# WHAT IS ASKED
Repeat the listing in full, exactly as it stands.

# SUPPLIED DATA
+ + + + + + +
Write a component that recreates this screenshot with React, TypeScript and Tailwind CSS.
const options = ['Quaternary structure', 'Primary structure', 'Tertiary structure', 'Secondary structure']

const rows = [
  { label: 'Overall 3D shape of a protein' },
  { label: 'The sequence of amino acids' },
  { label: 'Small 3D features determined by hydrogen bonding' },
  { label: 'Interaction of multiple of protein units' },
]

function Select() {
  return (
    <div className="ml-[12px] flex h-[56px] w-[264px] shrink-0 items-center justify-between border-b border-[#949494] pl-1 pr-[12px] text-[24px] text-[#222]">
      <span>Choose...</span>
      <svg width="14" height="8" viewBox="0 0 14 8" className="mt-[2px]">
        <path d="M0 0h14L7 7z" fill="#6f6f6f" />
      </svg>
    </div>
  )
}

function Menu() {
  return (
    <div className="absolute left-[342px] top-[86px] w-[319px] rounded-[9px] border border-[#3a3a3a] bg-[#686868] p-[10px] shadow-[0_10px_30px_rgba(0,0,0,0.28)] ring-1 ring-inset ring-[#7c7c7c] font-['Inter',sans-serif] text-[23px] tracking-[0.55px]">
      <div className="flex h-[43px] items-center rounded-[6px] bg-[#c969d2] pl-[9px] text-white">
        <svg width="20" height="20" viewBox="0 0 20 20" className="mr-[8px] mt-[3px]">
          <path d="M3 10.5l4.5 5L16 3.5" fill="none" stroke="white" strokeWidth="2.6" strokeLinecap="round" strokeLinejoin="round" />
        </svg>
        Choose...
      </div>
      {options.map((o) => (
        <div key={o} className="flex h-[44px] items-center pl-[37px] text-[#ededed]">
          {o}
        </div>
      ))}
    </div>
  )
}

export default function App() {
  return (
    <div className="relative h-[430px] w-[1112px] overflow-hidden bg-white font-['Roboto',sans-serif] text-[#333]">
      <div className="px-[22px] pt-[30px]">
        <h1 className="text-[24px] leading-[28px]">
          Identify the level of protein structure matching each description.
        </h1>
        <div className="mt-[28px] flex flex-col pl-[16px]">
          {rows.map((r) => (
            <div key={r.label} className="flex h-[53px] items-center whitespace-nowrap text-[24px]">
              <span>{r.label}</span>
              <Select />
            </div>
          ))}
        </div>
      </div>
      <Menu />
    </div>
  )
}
+ + + + + + +
# WRITTEN ANSWER
Write a component that recreates this screenshot with React, TypeScript and Tailwind CSS.
const options = ['Quaternary structure', 'Primary structure', 'Tertiary structure', 'Secondary structure']

const rows = [
  { label: 'Overall 3D shape of a protein' },
  { label: 'The sequence of amino acids' },
  { label: 'Small 3D features determined by hydrogen bonding' },
  { label: 'Interaction of multiple of protein units' },
]

function Select() {
  return (
    <div className="ml-[12px] flex h-[56px] w-[264px] shrink-0 items-center justify-between border-b border-[#949494] pl-1 pr-[12px] text-[24px] text-[#222]">
      <span>Choose...</span>
      <svg width="14" height="8" viewBox="0 0 14 8" className="mt-[2px]">
        <path d="M0 0h14L7 7z" fill="#6f6f6f" />
      </svg>
    </div>
  )
}

function Menu() {
  return (
    <div className="absolute left-[342px] top-[86px] w-[319px] rounded-[9px] border border-[#3a3a3a] bg-[#686868] p-[10px] shadow-[0_10px_30px_rgba(0,0,0,0.28)] ring-1 ring-inset ring-[#7c7c7c] font-['Inter',sans-serif] text-[23px] tracking-[0.55px]">
      <div className="flex h-[43px] items-center rounded-[6px] bg-[#c969d2] pl-[9px] text-white">
        <svg width="20" height="20" viewBox="0 0 20 20" className="mr-[8px] mt-[3px]">
          <path d="M3 10.5l4.5 5L16 3.5" fill="none" stroke="white" strokeWidth="2.6" strokeLinecap="round" strokeLinejoin="round" />
        </svg>
        Choose...
      </div>
      {options.map((o) => (
        <div key={o} className="flex h-[44px] items-center pl-[37px] text-[#ededed]">
          {o}
        </div>
      ))}
    </div>
  )
}

export default function App() {
  return (
    <div className="relative h-[430px] w-[1112px] overflow-hidden bg-white font-['Roboto',sans-serif] text-[#333]">
      <div className="px-[22px] pt-[30px]">
        <h1 className="text-[24px] leading-[28px]">
          Identify the level of protein structure matching each description.
        </h1>
        <div className="mt-[28px] flex flex-col pl-[16px]">
          {rows.map((r) => (
            <div key={r.label} className="flex h-[53px] items-center whitespace-nowrap text-[24px]">
              <span>{r.label}</span>
              <Select />
            </div>
          ))}
        </div>
      </div>
      <Menu />
    </div>
  )
}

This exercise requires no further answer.